You simply picked grapes directly into these big bags in boxes, zipped them shut, and left the grapes to ferment within their own skins. Sometimes, to preclude oxygen and cool the fruit, he’d put big chunks of dry ice – frozen CO2 – in the bottom of each bag.
The shallow nature of the pallet ensured there was insufficient pressure on the bottom bunches to squash the berries, so there was absolutely minimal free juice running in absolutely minimal oxygen.
If you wanted to hurry the ferment, you left the pallets in the sun. To slow it down, you put them in the cellar.
Each berry is its own little sealed tank in this technology. As the wild yeasts of the vineyard begin to ferment the juice within each grape anaerobically, they extract a different spectrum of phenolics – tannins and colour - to those that would be exctracted from the same grapes submerged in juice in a normal whole bunch ferment.
Once the average alcohol reaches, say, six percent, the bags are tipped into the crusher and the ferment continues normally in tank. No oak is required, and largely regardless of the red variety used, the wine displays an intense cherries, nuts and berries freshness with a sort of gentle spiciness that normal ferments rarely produce.

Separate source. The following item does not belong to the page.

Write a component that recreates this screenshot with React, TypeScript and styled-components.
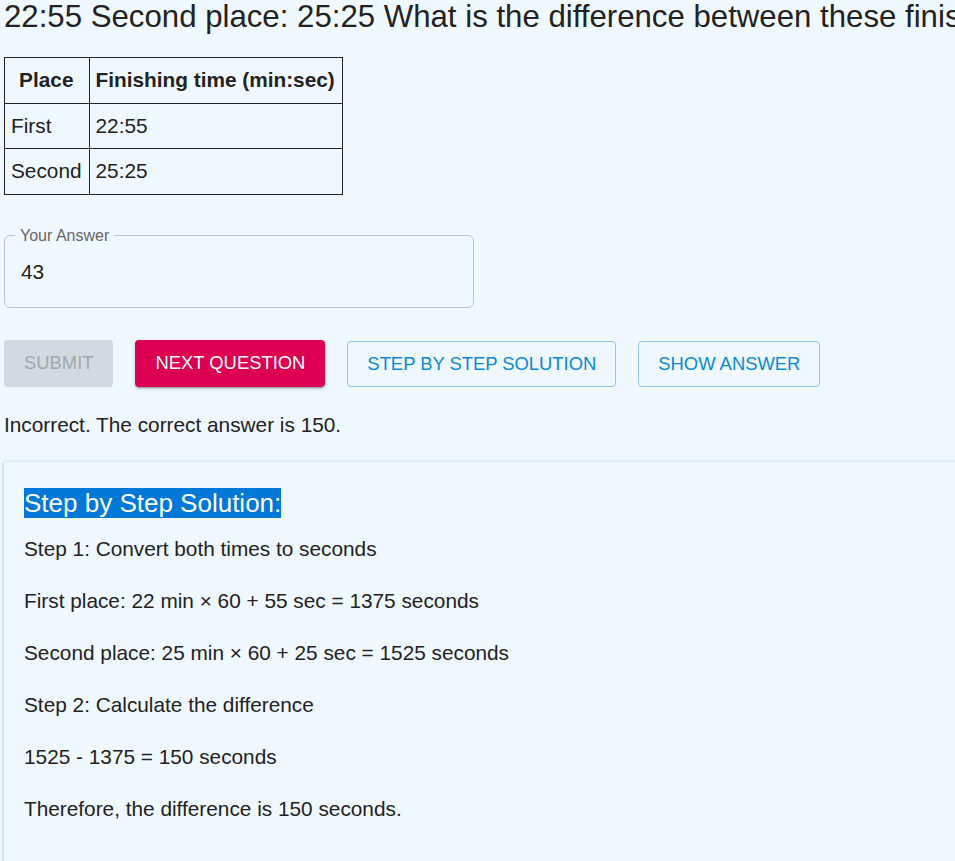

While it’s dry, and not sweet, the result is a little like the effect of botrytis on sweet whites: this peculiar method naturally produces a smoothed-out flavour of its own, which can be more pronounced than the normal varietal indicators.
Hick registered the name Cab Mac, had a logo drawn that matched the cool breeziness of the Coca Cola calligraphy, and released a string of reds that were immediately noted for their vivacity and unabashed freshness of fruit.
JENNY REGAN AND STEPHEN HICKINBOTHAM. MID-EIGHTIES
John Valmorbida, owner then of Mitchelton in the Goulburn Valley, bought the system and the brand and continued with it for years, with the input of winemakers Don Lewis and Wayne Dutschke.
Hickie was killed with his partner Jenny Regan and five other close friends in a plane crash at Cairns, and Cab Mac became another of his brilliant ideas and inventions that were never fully extended.
Remembering this at a time when Australia is blamed with making wines too strong and too thick for easy refreshment, Wayne Dutschke took a look around the internet, and discovered the Cab Mac name was available for a song. The product had been let languish when Brian Croser bought Mitchelton, and since he sold his empire to Lion Nathan, now part of Kirin, the giant Japanese brewer, Cab Mac simply and stupidly slid into oblivion.
Dutschke couldn't believe his luck.
His wine is from old vine Shiraz from his home block at Lyndoch. He used small airtight tanks, where the berries sat for nearly a fortnight before crushing. The ferment was finished normally, and the wine bottled and released.
The resulting Cab Mac 2010 is a modest 13.2% alcohol and is the perfect sunshine slurp for spring or summer weather. The normally floral nature of Lyndoch Shiraz, reminiscent of the best of Beaujolais anyway, has an extra layer of bright maraschino and marello cherry, and a subtle nutmeg spiciness that looks all the world like good oak.
So, we have a spunky 2010 dry red that slots neatly between Grenache and Pinot in style, at a cool $20, and an easy 92 points. You should be into it by the time your patio vine casts a proper shadow.